Our Big Trip Across the Western US - September 2015
Today was another travel day that began at about 8:00 AM with warmer start, although just 70 degrees we saw a high of 98 degrees later in the day. Our trip was uneventful until we decided to stop at the Chickasaw Cultural Center near Sulphur, Oklahoma. We first stopped at their welcome center right off I35 south and learned that we needed to drive 9 miles to the center.
We drove east through Davis and then to Sulphur where we turned, as directed, towards the cultural center. It seemed like a very long drive and we finally ran out of road in a turnaround near a large man-made lake, Lake of the Arbuckles. We asked a lake visitor nearby and he told us we had passed it, so we headed back the way we came.
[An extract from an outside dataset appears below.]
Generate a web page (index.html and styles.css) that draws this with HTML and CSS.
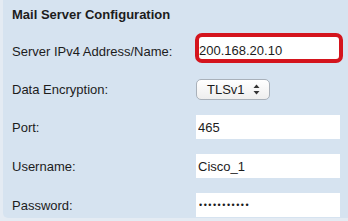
FILE: index.html
```html
<!DOCTYPE html>
<html lang="en">
<head>
    <meta charset="UTF-8">
    <title>Mail Server Configuration</title>
    <link rel="stylesheet" href="styles.css">
</head>
<body>
    <div class="panel">
        <div class="title">Mail Server Configuration</div>

        <div class="row row-first">
            <label class="label label-low" for="server">Server IPv4 Address/Name:</label>
            <div class="highlight">
                <input class="field field-low" id="server" type="text" value="200.168.20.10">
            </div>
        </div>

        <div class="row">
            <span class="label">Data Encryption:</span>
            <div class="select">
                <span>TLSv1</span>
                <svg width="7" height="11" viewBox="0 0 7 11" xmlns="http://www.w3.org/2000/svg">
                    <path d="M3.5 0.5 L6.5 4 L0.5 4 Z" fill="#333"/>
                    <path d="M3.5 10.5 L6.5 7 L0.5 7 Z" fill="#333"/>
                </svg>
            </div>
        </div>

        <div class="row">
            <label class="label" for="port">Port:</label>
            <input class="field" id="port" type="text" value="465">
        </div>

        <div class="row">
            <label class="label" for="user">Username:</label>
            <input class="field" id="user" type="text" value="Cisco_1">
        </div>

        <div class="row">
            <label class="label" for="pass">Password:</label>
            <input class="field field-pass" id="pass" type="password" value="Cisco_1234!">
        </div>
    </div>
</body>
</html>
```

FILE: styles.css
```css
body {
    margin: 0;
    width: 348px;
    height: 221px;
    overflow: hidden;
    background: #e4ebf3;
    font-family: "Liberation Sans", Arial, sans-serif;
    font-size: 13px;
    color: #1c1c1c;
}
.panel {
    margin-left: 3px;
    height: 218px;
    background: #d6e3f0;
    border-bottom-left-radius: 5px;
    padding: 7px 0 0 9px;
    box-sizing: border-box;
    display: flex;
    flex-direction: column;
}
.title {
    font-weight: bold;
    line-height: 15px;
    margin-bottom: 11px;
}
.row {
    display: flex;
    align-items: center;
    margin-bottom: 15px;
}
.row-first {
    margin-bottom: 16px;
}
.label {
    width: 184px;
    flex: none;
    line-height: 15px;
}
.label-low {
    padding-top: 6px;
}
.highlight {
    width: 148px;
    height: 30px;
    margin-left: -1px;
    border: 4px solid #d4141d;
    border-radius: 7px;
    box-sizing: border-box;
    background: #fff;
}
.field {
    width: 144px;
    height: 24px;
    border: none;
    margin: 0;
    padding: 0 2px;
    box-sizing: border-box;
    background: #fff;
    font-family: "Liberation Sans", Arial, sans-serif;
    font-size: 13px;
    color: #1c1c1c;
    outline: none;
}
.field-low {
    width: 100%;
    height: 100%;
    padding: 5px 0 0 0;
    background: transparent;
}
.field-pass {
    font-size: 9px;
    letter-spacing: 1.5px;
    padding-left: 3px;
}
.select {
    width: 74px;
    height: 21px;
    box-sizing: border-box;
    border: 1px solid #a9b1ba;
    border-radius: 5px;
    background: linear-gradient(#ffffff, #eeeeee);
    display: flex;
    align-items: center;
    justify-content: space-between;
    padding: 0 9px 0 10px;
    color: #1c1c1c;
}
```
We finally found it near where we had turned down the road. The gates were beautiful white brick and looked more like a country club or gated community entrance than what we had expected.
The cultural center is a wonderful place to display the history of the Chickasaw Nation. The history of this group of Native Americans included their forced move from their lands east of the Mississippi to Oklahoma after the Indian Removal Act of 1830 was passed by congress. In their home in the southeastern US they used dugout canoes and traveled, fished, and hunted on the lakes and rivers. This center focuses a great deal of attention on the dugout and the canoe below is a very old genuine dugout that was produced using stone tools and controlled burning.
The grounds of the center are beautiful with paved walkways; golf cart transportation for those needing a ride around, and the pond features a beautiful fountain.
The walkway out to the center of the lake revealed that the pond not only represents the plants that are typical for the area but is stocked with fish. Sandy first noticed a turtle and within a minute there were a dozen turtles along with very large catfish and large sunfish. We purchased a handful of food for them and were entertained as the snapped up the food as fast as you could drop it on the surface of the pond.
We also found a very long walkway that led to an overlook of the Chickasaw village. This village would have been typical of the way the Chickasaw lived before they moved to Oklahoma. They used native plants to make their homes, palisades, and dugout canoes and their diet included fish and game as well as cultivated crops.
We retraced out path back to I35 when we finished at the center and drove the rest of the way to Hurst Texas. We learned very quickly that “Express Lanes” means “NO EXIT” as we got off on them and ended up 8 miles out of our way. After correcting our mistake we did find out hotel and after checking in we drove to Mary Ross’s home and had a great meal and lots of conversation. We will be with her again tomorrow and are sure we will find plenty of topics yet to be discussed. Our final photo is an oil well pump that started dotting the landscape as soon as we entered Oklahoma and this one was near the Chickasaw Cultural Center.